### GOAL OF THE EXERCISE
In the entries below, find the lines that contain the word "code" and copy them.

### PROVIDED MATERIAL
* * *

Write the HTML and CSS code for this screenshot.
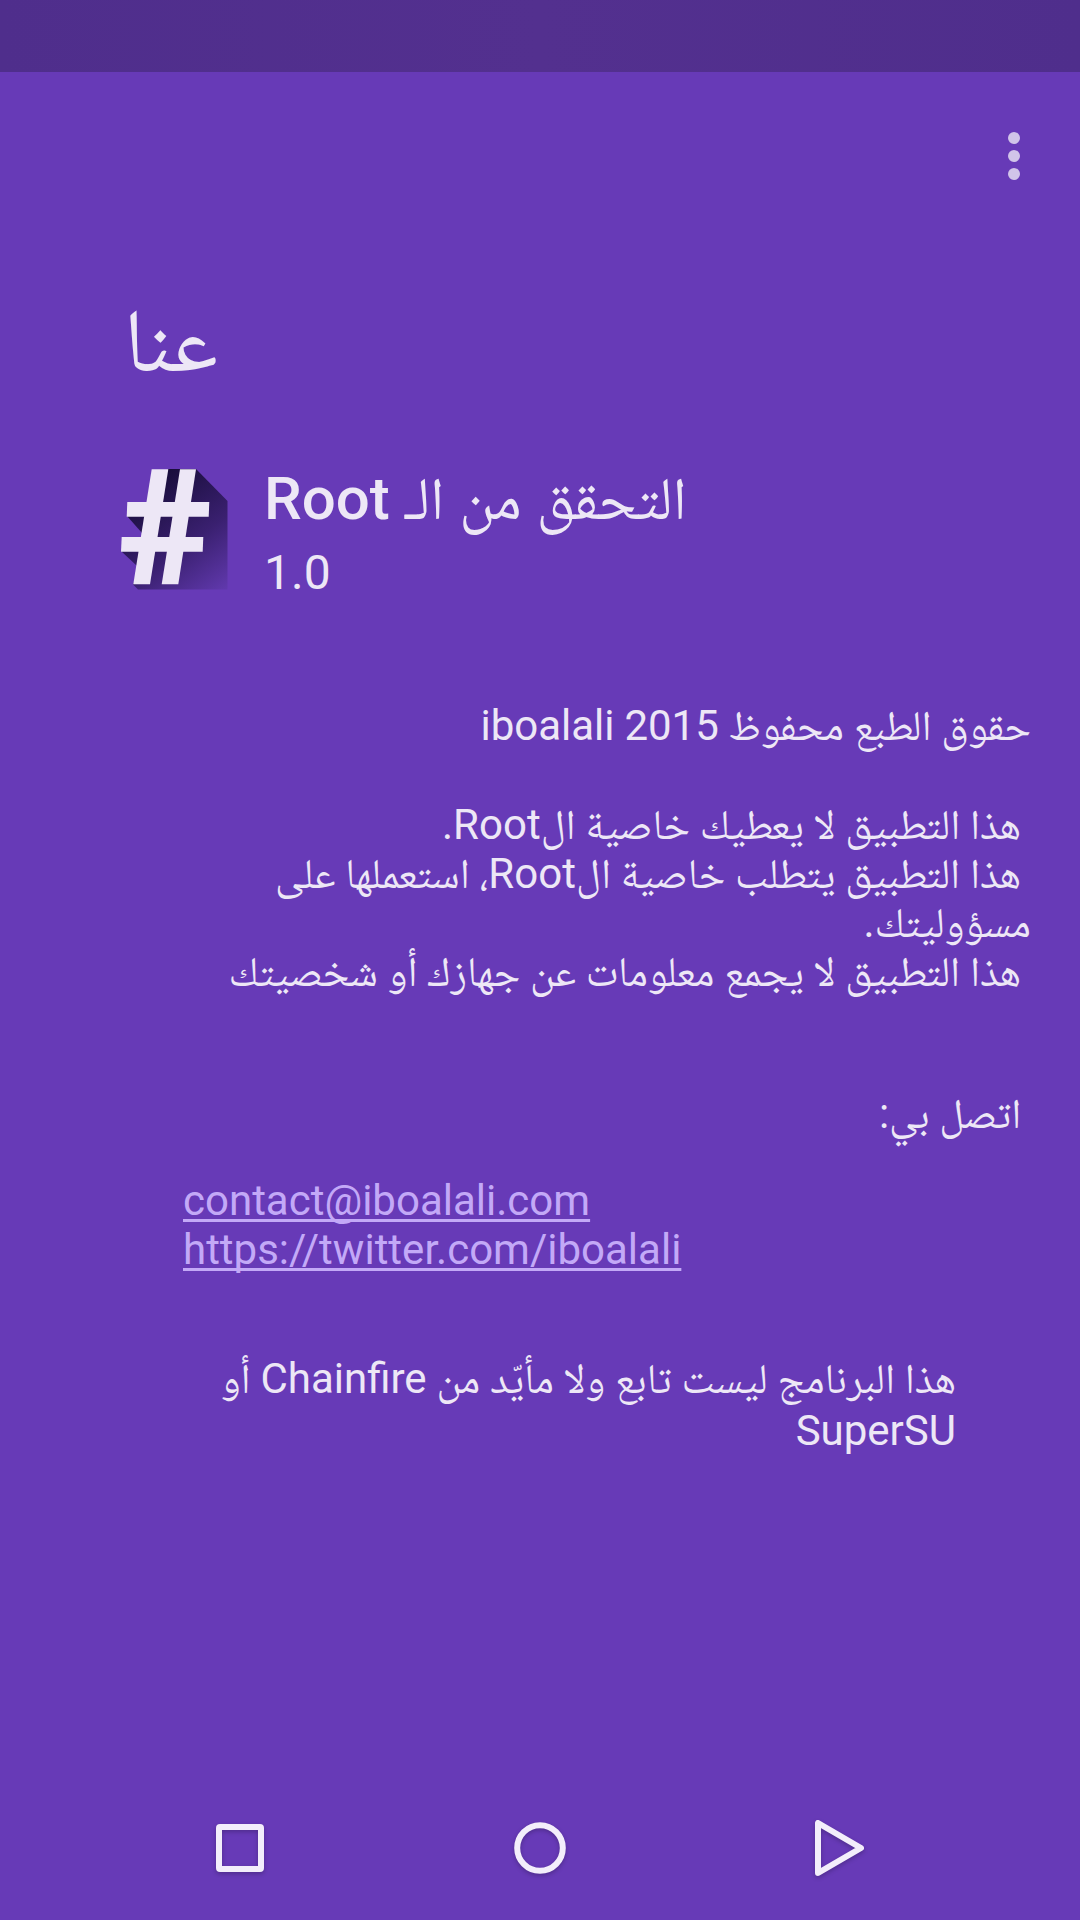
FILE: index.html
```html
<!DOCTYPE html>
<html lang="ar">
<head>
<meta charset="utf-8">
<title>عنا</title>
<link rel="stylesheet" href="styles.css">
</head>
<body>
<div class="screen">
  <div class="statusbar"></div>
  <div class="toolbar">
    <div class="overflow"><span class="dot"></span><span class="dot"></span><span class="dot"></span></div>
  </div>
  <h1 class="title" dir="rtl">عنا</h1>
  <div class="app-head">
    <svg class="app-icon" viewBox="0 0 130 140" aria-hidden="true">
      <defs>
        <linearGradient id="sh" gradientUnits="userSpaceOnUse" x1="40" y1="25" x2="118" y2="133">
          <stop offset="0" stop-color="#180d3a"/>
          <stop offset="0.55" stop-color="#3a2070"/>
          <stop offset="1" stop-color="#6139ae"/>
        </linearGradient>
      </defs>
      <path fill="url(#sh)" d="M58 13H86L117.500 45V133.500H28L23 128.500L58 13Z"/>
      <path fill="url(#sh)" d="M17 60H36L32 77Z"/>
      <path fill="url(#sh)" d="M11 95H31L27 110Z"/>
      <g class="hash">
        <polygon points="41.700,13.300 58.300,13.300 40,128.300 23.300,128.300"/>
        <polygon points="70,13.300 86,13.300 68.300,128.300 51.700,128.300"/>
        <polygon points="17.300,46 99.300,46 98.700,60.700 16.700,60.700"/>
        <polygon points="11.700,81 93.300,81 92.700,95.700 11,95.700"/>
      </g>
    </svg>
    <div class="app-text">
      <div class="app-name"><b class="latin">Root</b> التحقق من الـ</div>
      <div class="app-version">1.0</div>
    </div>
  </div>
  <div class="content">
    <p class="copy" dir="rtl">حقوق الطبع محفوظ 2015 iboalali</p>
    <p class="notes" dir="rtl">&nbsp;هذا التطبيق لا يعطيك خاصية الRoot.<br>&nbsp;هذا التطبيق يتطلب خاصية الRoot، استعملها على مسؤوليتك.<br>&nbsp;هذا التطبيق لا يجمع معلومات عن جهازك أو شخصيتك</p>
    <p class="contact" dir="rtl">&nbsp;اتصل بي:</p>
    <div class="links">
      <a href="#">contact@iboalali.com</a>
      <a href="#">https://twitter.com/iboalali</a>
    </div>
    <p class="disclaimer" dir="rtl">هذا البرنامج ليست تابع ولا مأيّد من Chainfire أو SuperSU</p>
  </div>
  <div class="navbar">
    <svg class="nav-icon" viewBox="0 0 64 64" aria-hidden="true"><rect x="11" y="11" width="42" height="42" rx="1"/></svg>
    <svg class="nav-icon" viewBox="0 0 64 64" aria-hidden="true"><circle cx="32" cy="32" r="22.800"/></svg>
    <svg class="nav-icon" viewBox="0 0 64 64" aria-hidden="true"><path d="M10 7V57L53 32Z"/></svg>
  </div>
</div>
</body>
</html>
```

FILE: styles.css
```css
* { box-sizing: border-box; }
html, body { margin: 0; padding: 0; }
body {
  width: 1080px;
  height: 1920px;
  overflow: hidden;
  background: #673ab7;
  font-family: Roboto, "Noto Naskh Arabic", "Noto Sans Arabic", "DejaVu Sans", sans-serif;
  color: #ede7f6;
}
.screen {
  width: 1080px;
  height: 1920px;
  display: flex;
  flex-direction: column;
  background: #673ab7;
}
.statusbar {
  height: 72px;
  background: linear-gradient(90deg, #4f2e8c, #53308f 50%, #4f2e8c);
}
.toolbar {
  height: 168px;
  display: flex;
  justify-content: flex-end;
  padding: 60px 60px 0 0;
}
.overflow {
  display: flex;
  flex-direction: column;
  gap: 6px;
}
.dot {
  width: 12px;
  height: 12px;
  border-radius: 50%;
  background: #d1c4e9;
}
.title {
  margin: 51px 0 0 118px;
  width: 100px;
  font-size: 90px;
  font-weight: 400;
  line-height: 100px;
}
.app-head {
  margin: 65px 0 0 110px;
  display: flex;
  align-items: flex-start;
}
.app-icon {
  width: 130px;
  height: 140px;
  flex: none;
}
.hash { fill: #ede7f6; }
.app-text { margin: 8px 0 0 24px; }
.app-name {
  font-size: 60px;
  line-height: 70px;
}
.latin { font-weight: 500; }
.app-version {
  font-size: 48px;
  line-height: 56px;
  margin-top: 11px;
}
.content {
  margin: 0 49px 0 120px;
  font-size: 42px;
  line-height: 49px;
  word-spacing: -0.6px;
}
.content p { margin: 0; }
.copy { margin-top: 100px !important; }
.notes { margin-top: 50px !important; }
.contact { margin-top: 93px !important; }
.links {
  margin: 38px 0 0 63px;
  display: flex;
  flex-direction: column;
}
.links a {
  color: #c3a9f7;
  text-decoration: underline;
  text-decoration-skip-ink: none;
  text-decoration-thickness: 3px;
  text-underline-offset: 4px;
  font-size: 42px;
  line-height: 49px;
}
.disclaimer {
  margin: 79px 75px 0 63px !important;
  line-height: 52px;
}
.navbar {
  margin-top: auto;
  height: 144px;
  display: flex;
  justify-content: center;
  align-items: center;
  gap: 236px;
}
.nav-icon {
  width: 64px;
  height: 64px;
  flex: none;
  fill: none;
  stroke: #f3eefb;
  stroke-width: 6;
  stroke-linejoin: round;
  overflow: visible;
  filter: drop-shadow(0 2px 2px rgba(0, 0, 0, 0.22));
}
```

* * *

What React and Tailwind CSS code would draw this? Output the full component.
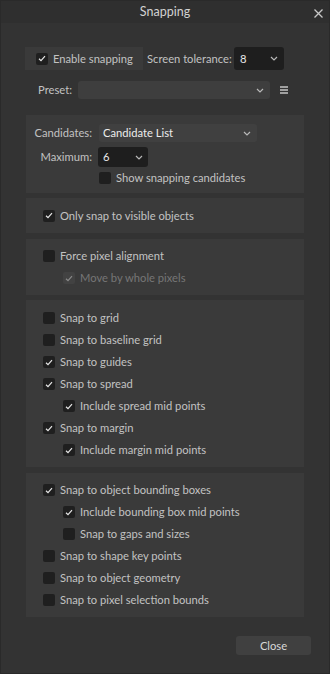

* * *

### OUTPUT OF THE EXERCISE
Write the HTML and CSS code for this screenshot.
What React and Tailwind CSS code would draw this? Output the full component.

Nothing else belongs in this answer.